47. Public toilets are (mostly) free. While you may be expected to pay a small charge for using public toilets, in Britain most toilets in restaurants, shops etc. are free of charge. You may pay for that in other areas, namely the lack of hygiene in toilets as there isn’t a ready cleaner to mop up any mess.

48. Big Brother is still on TV.

49. Most smokers will smoke rollies. They carry pouches of tobacco, rizlas and filters with them and build their own cigarettes. It’s cheaper than buying the pack and is not seen as scummy like it is in Germany.

50. You’re not allowed to smoke anywhere indoors or even at bus stops in Britain. This is great.

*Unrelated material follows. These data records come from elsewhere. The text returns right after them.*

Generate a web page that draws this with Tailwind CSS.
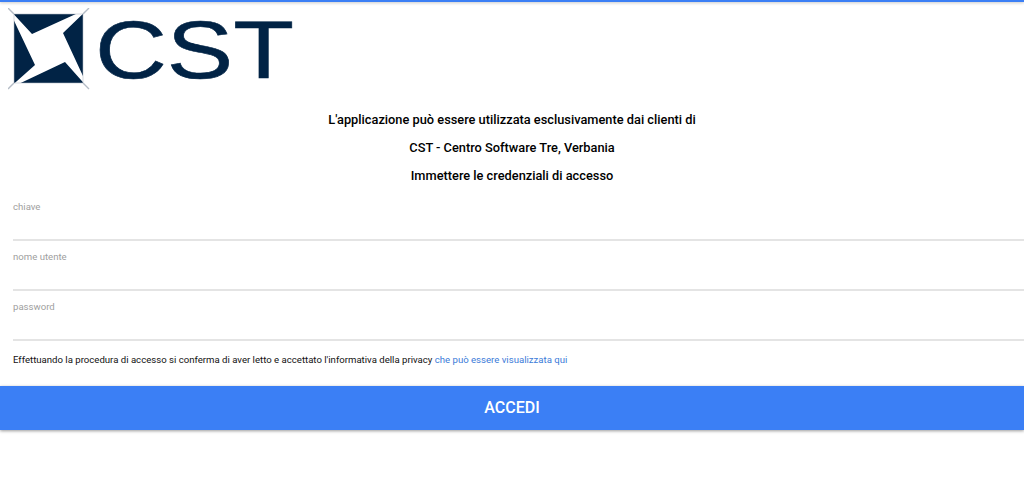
<!DOCTYPE html>
<html lang="en">

<head>
    <meta charset="UTF-8">
    <meta name="viewport" content="width=device-width, initial-scale=1.0">
    <title>CST</title>
    <script src="https://cdn.jsdelivr.net/npm/@tailwindcss/browser@4"></script>
</head>

<body class="bg-white font-['Roboto',sans-serif] text-black h-[500px] overflow-hidden">
    <div class="h-0.5 bg-[#3b7ff5] shadow-[0_1px_3px_rgba(0,0,0,0.25)]"></div>

    <!-- logo -->
    <div class="h-[90px] pl-2 pt-1.5">
        <svg width="320" height="84" viewBox="8 8 320 84" class="block">
            <rect x="14" y="14" width="69" height="69" fill="#012345" />
            <path d="M8 8 32 34 89 8 63 33 89 89 65 62 8 89 35 65Z" fill="#fff" />
            <path d="M8 8 14 14M89 8 83 14M8 89 14 83M89 89 83 83" stroke="#b4bcc6" stroke-width="1.4" />
            <path d="M14 14H83V83H14Z" fill="none" stroke="#b4bcc6" stroke-width="0.8" opacity="0.7" />
            <text x="95" y="78" textLength="199" lengthAdjust="spacingAndGlyphs" font-family="Liberation Sans" font-size="82" fill="#012345" stroke="#012345" stroke-width="0.6">CST</text>
        </svg>
    </div>

    <div class="flex flex-col items-center gap-2 pt-[18px] text-[12.8px] font-medium leading-5">
        <p>L'applicazione può essere utilizzata esclusivamente dai clienti di</p>
        <p>CST - Centro Software Tre, Verbania</p>
        <p>Immettere le credenziali di accesso</p>
    </div>

    <form class="pl-[13px] pt-[5px]">
        <label class="block h-[50px] border-b-2 border-[#e4e4e4] pt-[9px] text-[9.6px] leading-[14px] text-[#a0a0a0]">chiave</label>
        <label class="block h-[50px] border-b-2 border-[#e4e4e4] pt-[9px] text-[9.6px] leading-[14px] text-[#a0a0a0]">nome utente</label>
        <label class="block h-[50px] border-b-2 border-[#e4e4e4] pt-[9px] text-[9.6px] leading-[14px] text-[#a0a0a0]">password</label>
        <p class="pt-3 text-[9.6px] leading-[14px] text-[#111]">Effettuando la procedura di accesso si conferma di aver letto e accettato l'informativa della privacy <a href="#" class="text-[#3b7bd9]">che può essere visualizzata qui</a></p>
    </form>

    <button class="mt-[19px] block h-[44px] w-full bg-[#3b7ff5] text-base font-medium text-white shadow-[0_1px_3px_rgba(0,0,0,0.4)]">ACCEDI</button>
</body>

</html>
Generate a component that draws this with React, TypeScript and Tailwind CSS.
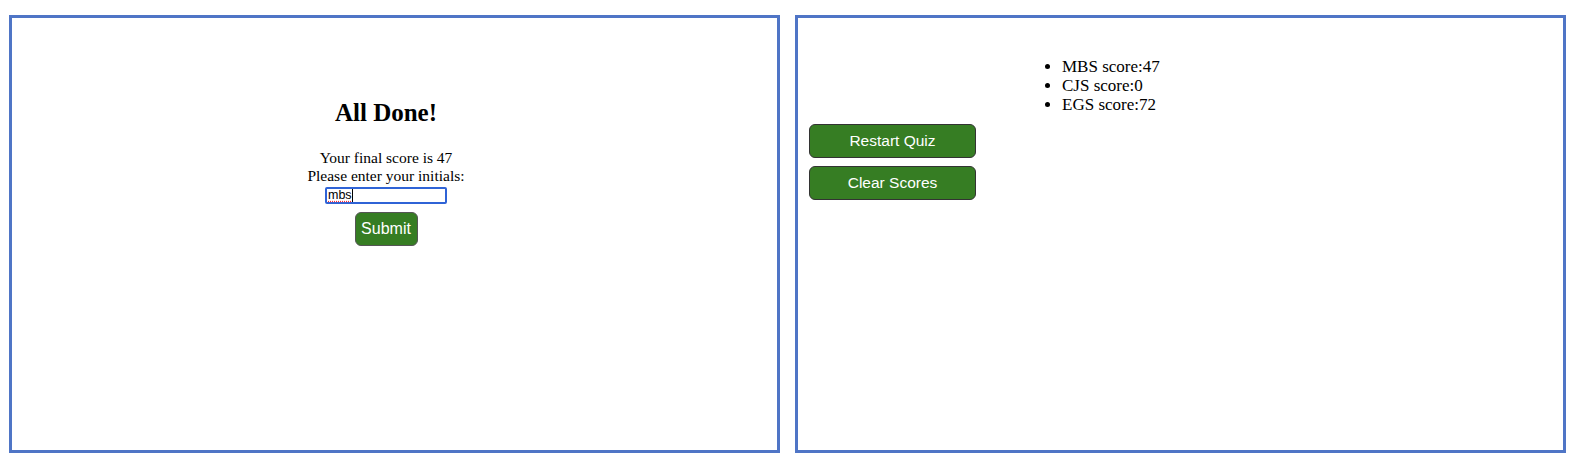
const scores = [
  { initials: "MBS", score: 47 },
  { initials: "CJS", score: 0 },
  { initials: "EGS", score: 72 },
];

const serif = "font-['Liberation_Serif','Times_New_Roman',serif]";
const sans = "font-['Liberation_Sans',Arial,sans-serif]";

function DonePanel() {
  return (
    <section className={`w-[771px] h-[438px] border-[3px] border-[#4f75c6] ${serif} text-black flex flex-col items-center pt-[80px] pr-[17px]`}>
      <h2 className="text-[25px] leading-[30px] font-bold">All Done!</h2>
      <p className="mt-[21px] text-[15.5px] leading-[18px] text-center">
        Your final score is 47
        <br />
        Please enter your initials:
      </p>
      <div className={`mt-[2px] w-[122px] h-[17px] border-2 border-[#2f63d6] rounded-[2px] flex items-center px-[1px] ${sans} text-[12.5px] leading-none`}>
        <span className="underline decoration-dotted decoration-red-500 underline-offset-2">mbs</span>
        <span className="w-px h-[13px] bg-black" />
      </div>
      <button className={`mt-[8px] w-[63px] h-[34px] rounded-[6px] bg-[#367d23] border border-[#555] text-white text-[16px] ${sans}`}>
        Submit
      </button>
    </section>
  );
}

function ScoresPanel() {
  return (
    <section className="w-[771px] h-[438px] border-[3px] border-[#4f75c6] pt-[39px] pl-[11px] flex flex-col">
      <ul className={`list-disc ml-[241px] pl-[12px] ${serif} text-[17px] leading-[19px] text-black`}>
        {scores.map((s) => (
          <li key={s.initials}>
            {s.initials} score:{s.score}
          </li>
        ))}
      </ul>
      <div className="mt-[10px] flex flex-col gap-[8px]">
        {["Restart Quiz", "Clear Scores"].map((label) => (
          <button
            key={label}
            className={`w-[167px] h-[34px] rounded-[6px] bg-[#367d23] border border-[#333] text-white text-[15.5px] ${sans}`}
          >
            {label}
          </button>
        ))}
      </div>
    </section>
  );
}

export default function App() {
  return (
    <div className="w-[1582px] h-[462px] bg-white flex gap-[15px] pt-[15px] pl-[9px]">
      <DonePanel />
      <ScoresPanel />
    </div>
  );
}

9 thoughts on “50 Observations from a German living in Britain

  1. You seem to like Britain then! Totally right about the Brummie accents, sorry Brummies 😉 Point 49 isn’t necessary right, in my experience – it’s actually the reverse. Don’t mind what you say about Double Deckers – I love ’em – sitting up top, right at the front on a really bumpy journey. People should queue, it’s impolite not to 😉 If you’re queuing at a checkout with only a couple of items, more often that not, the person in front will let you go ahead of them. If another checkout opens, people will allow those who have been queuing the longest to go first, unlike in Germany. And yes…. never talk about money. The pub is an institution and I love it.

    • I love it here and will probably never move back!
      I very rarely see people smoking straights (if that’s the word?) I think it may be because I am still surrounded by quite young people and rollies are cheaper. 😉

      I like queuing, i got quite annoyed in Germany when people weren’t queuing properly, though sometimes I don’t understand it like at bus stops.

  2. Yeah, you might be right about the young’uns smoking rollies, I still smoke rollies but don’t find it’s frowned upon in D.